The Moscow Times is reporting that the Russian authorities are planning to imprison opposition activist Aleksei Navalny for 13.5 years. This would consist of 3.5 years, previously suspended, for his earlier conviction for fraud in the Yves Rocher case, and an additional 10 years for new charges which allege that Navalny stole contributions given to his campaign by supporters.
I have no idea if this is true, but it is not implausible. The Moscow Times remarks that the reason for this sharp turn in policy towards Navalny ‘comes from the Kremlin’s belief that Navalny is a Western cutout.’ Support for this hypothesis came with a statement by the head of the Security Council, Nikolai Patrushev, who told the newspaper Argumenty i Fakty that the West was using Navalny to destabilize Russia from inside, with the aim of producing a result similar to the Maidan revolution in Ukraine. ‘The West needs this new leader [Navalny] to destabilize the situation in Russia, for social upheaval, strikes, and new Maidans,’ said Patrushev.
It’s clear, then, that the line the Kremlin plans to take against Navalny, and associated oppositionists, is that they are a tool of hostile Western powers. One might imagine, therefore, that those Western powers, if they really want to help the Russian opposition, would try to dispel this perception, to distance themselves from the opposition as much as possible, and so allow it to claim that it is truly an autonomous phenomenon.
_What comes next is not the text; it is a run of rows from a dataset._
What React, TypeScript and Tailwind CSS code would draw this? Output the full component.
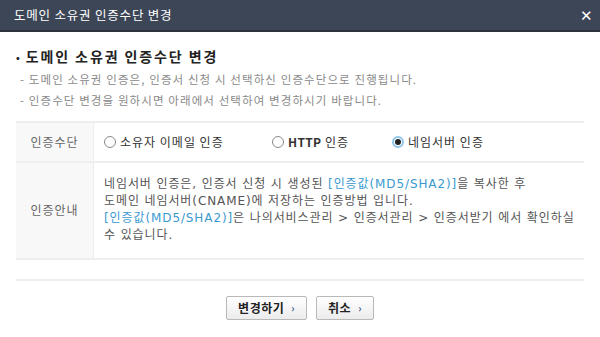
import React from "react";

const font = { fontFamily: '"Noto Sans CJK KR", "Noto Sans", sans-serif' };
const latin = { fontFamily: '"DejaVu Sans", "Noto Sans CJK KR", sans-serif' };

function Radio({ checked }: { checked?: boolean }) {
  return checked ? (
    <span className="flex h-[12px] w-[12px] items-center justify-center rounded-full border-2 border-[#8ec5ea] bg-white">
      <span className="h-[6px] w-[6px] rounded-full bg-[#222]" />
    </span>
  ) : (
    <span className="h-[12px] w-[12px] rounded-full border border-[#8a8a8a] bg-white" />
  );
}

function Button({ label }: { label: string }) {
  return (
    <button className="flex h-[24px] items-center gap-[7px] rounded-[2px] border border-[#b9b9b9] bg-gradient-to-b from-white to-[#ececec] px-[11px] text-[12px] font-bold tracking-[0.5px] text-[#222]">
      {label}
      <span className="text-[10px] font-bold text-[#3b5a8a]">›</span>
    </button>
  );
}

export default function App() {
  const link = "text-[#3a9ad0]";
  return (
    <div className="h-[337px] w-[600px] bg-white" style={font}>
      <div className="flex h-[32px] items-center justify-between border-b-2 border-[#2c333d] bg-[#3c4656] pl-[14px] pr-[7px]">
        <span className="text-[12.5px] tracking-[0.8px] text-white">도메인 소유권 인증수단 변경</span>
        <span className="text-[15px] text-white">✕</span>
      </div>

      <div className="px-[16px] pt-[14px]">
        <h2 className="flex items-center gap-[4px] text-[14px] font-bold tracking-[1.9px] text-[#222]">
          <span className="text-[10px]">•</span>도메인 소유권 인증수단 변경
        </h2>
        <div className="mt-[4px] space-y-[4px] pl-[4px] text-[11.5px] tracking-[1.1px] text-[#8a8a8a]">
          <p>- 도메인 소유권 인증은, 인증서 신청 시 선택하신 인증수단으로 진행됩니다.</p>
          <p>- 인증수단 변경을 원하시면 아래에서 선택하여 변경하시기 바랍니다.</p>
        </div>

        <div className="mt-[11px] border-y-2 border-[#eeeeee] text-[12px]">
          <div className="flex h-[40px] border-b-2 border-[#eeeeee]">
            <div className="flex w-[78px] items-center justify-center border-r border-[#eeeeee] bg-[#f8f8f8] tracking-[1px] text-[#666]">
              인증수단
            </div>
            <div className="flex items-center pl-[10px] tracking-[1px] text-[#333]">
              <label className="flex w-[168px] items-center gap-[4px]">
                <Radio />
                소유자 이메일 인증
              </label>
              <label className="flex w-[120px] items-center gap-[4px]">
                <Radio />
                <span><b className="font-semibold tracking-[0.3px]">HTTP</b> 인증</span>
              </label>
              <label className="flex items-center gap-[4px]">
                <Radio checked />
                네임서버 인증
              </label>
            </div>
          </div>
          <div className="flex h-[95px]">
            <div className="flex w-[78px] items-center justify-center border-r border-[#eeeeee] bg-[#f8f8f8] tracking-[1px] text-[#666]">
              인증안내
            </div>
            <div className="flex flex-col justify-center pl-[10px] text-[12px] leading-[17px] tracking-[0.9px] text-[#555]" style={latin}>
              <p>
                네임서버 인증은, 인증서 신청 시 생성된 <span className={link}>[인증값(MD5/SHA2)]</span>을 복사한 후
              </p>
              <p>도메인 네임서버(CNAME)에 저장하는 인증방법 입니다.</p>
              <p>
                <span className={link}>[인증값(MD5/SHA2)]</span>은 나의서비스관리 &gt; 인증서관리 &gt; 인증서받기 에서 확인하실
              </p>
              <p>수 있습니다.</p>
            </div>
          </div>
        </div>

        <div className="mt-[19px] border-t-2 border-[#eeeeee]" />
        <div className="mt-[15px] flex justify-center gap-[9px]">
          <Button label="변경하기" />
          <Button label="취소" />
        </div>
      </div>
    </div>
  );
}
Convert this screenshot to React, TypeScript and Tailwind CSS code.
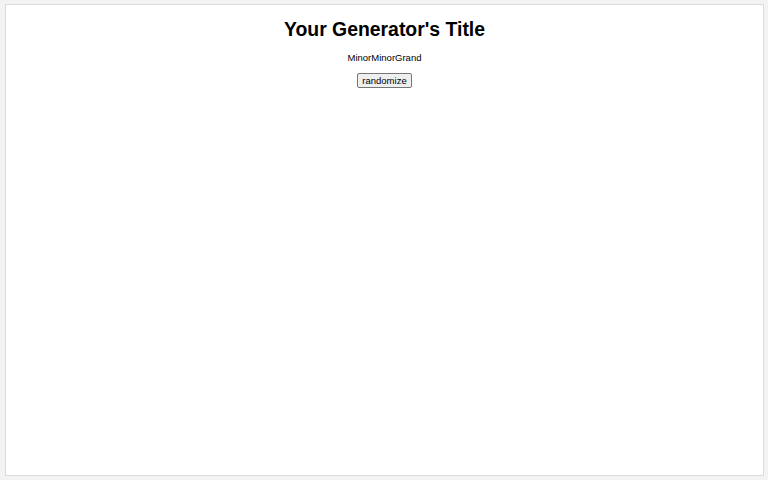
export default function App() {
  return (
    <div className="w-[768px] h-[480px] bg-[#f3f3f3] pt-[4px] pl-[5px] pr-[4px] pb-[4px] font-['Liberation_Sans',Arial,sans-serif]">
      <div className="h-full bg-white border border-[#dcdcdc] flex flex-col items-center text-black">
        <h1 className="mt-[12px] text-[19.4px] leading-[24px] font-bold">Your Generator's Title</h1>
        <p className="mt-[11px] text-[9.5px] leading-[12px]">MinorMinorGrand</p>
        <button className="mt-[9px] px-[4px] h-[15px] text-[9.5px] leading-[12px] bg-[#efefef] border border-[#767676] rounded-[2px]">
          randomize
        </button>
      </div>
    </div>
  )
}
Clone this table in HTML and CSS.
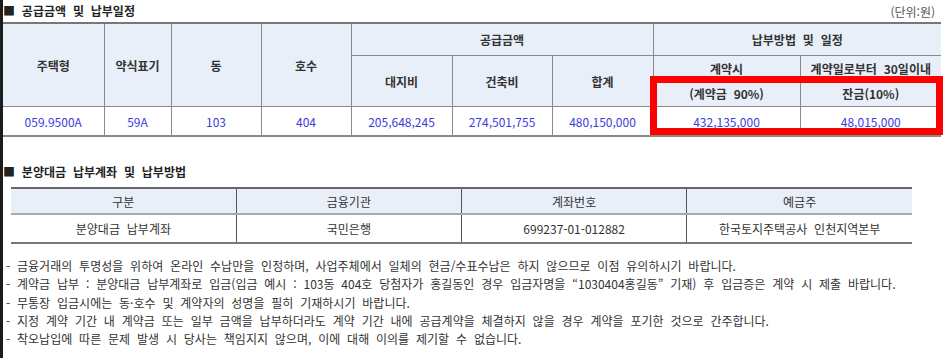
FILE: index.html
```html
<!DOCTYPE html>
<html lang="ko">

<head>
  <meta charset="UTF-8">
  <title>공급금액 및 납부일정</title>
  <link rel="stylesheet" href="styles.css">
</head>

<body>
  <div class="page">

    <!-- 공급금액 및 납부일정 -->
    <div class="title-row">
      <h3 class="sec-title">■ 공급금액 및 납부일정</h3>
      <span class="unit">(단위:원)</span>
    </div>

    <div class="supply-wrap">
      <table class="supply">
        <colgroup>
          <col class="w101">
          <col class="w67">
          <col class="w90">
          <col class="w90">
          <col class="w101">
          <col class="w100">
          <col class="w101">
          <col class="w147">
          <col class="w141">
        </colgroup>
        <thead>
          <tr class="h1">
            <th rowspan="3">주택형</th>
            <th rowspan="3">약식표기</th>
            <th rowspan="3">동</th>
            <th rowspan="3">호수</th>
            <th colspan="3">공급금액</th>
            <th colspan="2">납부방법 및 일정</th>
          </tr>
          <tr class="h2">
            <th rowspan="2">대지비</th>
            <th rowspan="2">건축비</th>
            <th rowspan="2">합계</th>
            <th class="sub-top">계약시</th>
            <th class="sub-top">계약일로부터 30일이내</th>
          </tr>
          <tr class="h3">
            <th>(계약금 90%)</th>
            <th>잔금(10%)</th>
          </tr>
        </thead>
        <tbody>
          <tr>
            <td>059.9500A</td>
            <td>59A</td>
            <td>103</td>
            <td>404</td>
            <td>205,648,245</td>
            <td>274,501,755</td>
            <td>480,150,000</td>
            <td>432,135,000</td>
            <td>48,015,000</td>
          </tr>
        </tbody>
      </table>
      <!-- highlight box -->
      <div class="highlight"></div>
    </div>

    <!-- 분양대금 납부계좌 및 납부방법 -->
    <h3 class="sec-title second">■ 분양대금 납부계좌 및 납부방법</h3>

    <table class="account">
      <thead>
        <tr>
          <th>구분</th>
          <th>금융기관</th>
          <th>계좌번호</th>
          <th>예금주</th>
        </tr>
      </thead>
      <tbody>
        <tr>
          <td>분양대금 납부계좌</td>
          <td>국민은행</td>
          <td>699237-01-012882</td>
          <td>한국토지주택공사 인천지역본부</td>
        </tr>
      </tbody>
    </table>

    <ul class="notes">
      <li>- 금융거래의 투명성을 위하여 온라인 수납만을 인정하며, 사업주체에서 일체의 현금/수표수납은 하지 않으므로 이점 유의하시기 바랍니다.</li>
      <li>- 계약금 납부 : 분양대금 납부계좌로 입금(입금 예시 : 103동 404호 당첨자가 홍길동인 경우 입금자명을 “1030404홍길동” 기재) 후 입금증은 계약 시 제출 바랍니다.</li>
      <li>- 무통장 입금시에는 동·호수 및 계약자의 성명을 필히 기재하시기 바랍니다.</li>
      <li>- 지정 계약 기간 내 계약금 또는 일부 금액을 납부하더라도 계약 기간 내에 공급계약을 체결하지 않을 경우 계약을 포기한 것으로 간주합니다.</li>
      <li>- 착오납입에 따른 문제 발생 시 당사는 책임지지 않으며, 이에 대해 이의를 제기할 수 없습니다.</li>
    </ul>

  </div>
</body>

</html>
```

FILE: styles.css
```css
/* General Page Styles */
body {
  margin: 0;
  background: #fff;
  font-family: "Noto Sans CJK KR", "Noto Sans", sans-serif;
  font-size: 12px;
  color: #333;
  word-spacing: 3.5px;
}

.page {
  border-left: 3px solid #1c1c1c;
  min-height: 358px;
  box-sizing: border-box;
}

/* Section Titles */
.title-row {
  display: flex;
  justify-content: space-between;
  align-items: center;
  height: 22px;
  padding-right: 14px;
}

.sec-title {
  margin: 0;
  font-size: 12px;
  font-weight: bold;
  color: #222;
  line-height: 16px;
}

.sec-title.second {
  margin: 27px 0 7px 0;
}

.unit {
  color: #555;
}

/* Supply Table */
.supply-wrap {
  position: relative;
  width: 938px;
}

table {
  border-collapse: collapse;
  table-layout: fixed;
}

.supply {
  width: 938px;
  border-top: 2px solid #777;
  border-bottom: 2px solid #888;
}

.supply th,
.supply td {
  border: 1px solid #8a8a8a;
  text-align: center;
  padding: 0;
}

.supply tr > :first-child {
  border-left: none;
}

.supply tr > :last-child {
  border-right: none;
}

.supply th {
  background: #e9eff9;
  font-weight: bold;
  color: #333;
}

.supply .h1 th {
  height: 31px;
}

.supply .h2 th {
  height: 24px;
}

.supply .h3 th {
  height: 25px;
}

.supply th.sub-top {
  border-bottom: 1px solid #dcdcdc;
}

.supply td {
  height: 28px;
  color: #3c3cdc;
}

.w67 { width: 67px; }
.w90 { width: 90px; }
.w100 { width: 100px; }
.w101 { width: 101px; }
.w141 { width: 141px; }
.w147 { width: 147px; }

/* Red Highlight Box */
.highlight {
  position: absolute;
  left: 647px;
  top: 54px;
  width: 293px;
  height: 59px;
  border: 7px solid #f00;
  box-sizing: border-box;
}

/* Account Table */
.account {
  width: 901px;
  margin-left: 8px;
  border-top: 2px solid #666;
  border-bottom: 2px solid #777;
}

.account th,
.account td {
  border-left: 1px solid #555;
  text-align: center;
  padding: 0;
  font-weight: normal;
}

.account tr > :first-child {
  border-left: none;
}

.account th {
  background: #e9eff9;
  height: 24px;
  border-bottom: 2px solid #aaa;
}

.account td {
  height: 27px;
}

/* Notes */
.notes {
  list-style: none;
  margin: 13px 0 0 0;
  padding: 0 0 0 3px;
}

.notes li {
  line-height: 18.3px;
  white-space: nowrap;
}
```
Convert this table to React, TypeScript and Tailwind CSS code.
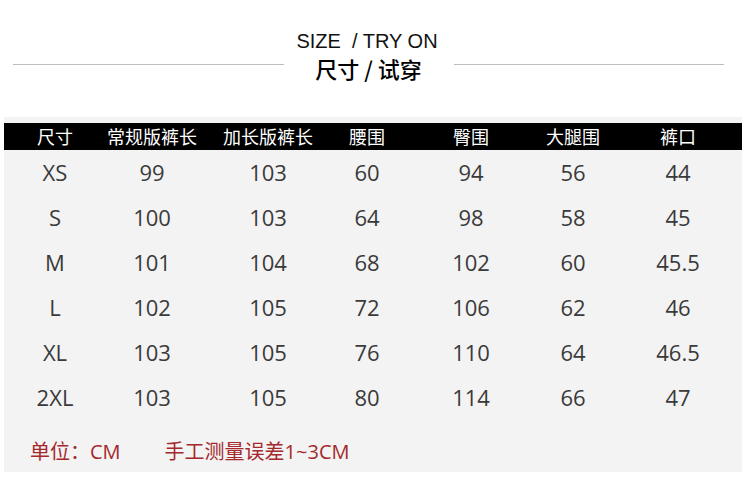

Instead of this, however, Western pundits are lining up with proposals which seem to be designed to justify everything that Patrushev had to say, and so to discredit Navalny and the Russian opposition as a bunch of Western stooges.
Take for instance one-time US diplomat Richard Haass, who now serves as head of the prestigious Council for Foreign Relations, considered by many to be the American establishment think-tank par excellence. On Monday, he posted the following message on Twitter:
A suggestion: the next Nobel Peace Prize recipient ought to be Alexei Navalny for advocating peaceful protest against corruption in Putin’s Russia. Doing so would not only be right on the merits but would provide some much needed protection & a boost to Navalny & his supporters.
I suppose that would be like how the Nobel prize for literature protected Boris Pasternak and Aleksandr Solzhenitsyn from persecution from the Soviet authorities (not!). In reality, the effect of such a move would likely be just to discredit the Nobel committee in the eyes of the Russian government, and to reinforce the impression that Navalny is a tool of the West.
Haass isn’t the only one making bad recommendations. For instance, an editorial in the Financial Times on Tuesday argued that the West must hold the Kremlin ‘to account for Mr Navalny’s imprisonment, and how it treats his supporters.’ Meanwhile The Times made the same point. Germany should cancel the North Stream 2 pipeline, it said, while the United Kingdom should seize the money of Russians hiding their wealth in London, so that the Kremlin’s lackeys in the UK ‘start to feel the pinch.’
The prize for worst advice, however, surely belongs to Mark Galeotti, who posted the following on Twitter:
I’d also like to see diplomats accompanying marchers in hope moderates state behaviour and esp media crews covering protests.
One can scarcely conceive of anything better designed to justify the authorities’ claims that Navalny and his supporters are in the pay of the West. Let’s imagine that Russian diplomats accompanied protestors in the United States or some other Western country – the outrage would be enormous. Why would it be any different in the case of Western diplomats joining political protests in Russia?
And just imagine what the Russian media would make of such a thing? They’d love it – pictures of Western diplomats ‘interfering’ in Russian affairs would be all over the TV, allowing the talk show hosts to make hay with claims that it was proof positive of how the protests were being orchestrated from abroad. It really is a truly misguided suggestion.
But it follows a pattern. Underlying a lot of these proposals is a sense that Russia is teetering on the brink of social collapse and political revolution. ‘Acting together, the West can send Mr Putin reeling,’ claims The Times. The West must prepare for Russia’s inevitable ‘rupture’, says Janusz Bugajski, a senior fellow at the Jamestown Foundation in Washington, DC, in an article for the Washington Examiner.
In these circumstances, it’s felt that all the West needs to do is give Russia a push and the whole rotten edifice will come crumbling down. But this isn’t correct. The system is much more stable than its critics like to think, and the current scale of protest is both far from unprecedented and far from sufficient to bring the system to its knees. A bit of help from foreign powers isn’t going to change that.
What it will do, though, is taint Russia’s opposition even more than it is tainted already. Right now, Navalny’s fate hangs in the balance. The authorities might yet decide not to go down too hard on him and others like him. But if the pundits above have their way, the response could well be very harsh. The more the West is seen as interfering in Russia’s affairs with hostile intent, the harder the state will clamp down on its opponents.
In brief, the last thing the Russian opposition needs is more ‘help’ from the West. I realize that saying that deflates our collective ego, by depriving us of a positive role in the unfurling of events. But in this case, as in so many others, a bit of humility might do everyone a lot of good.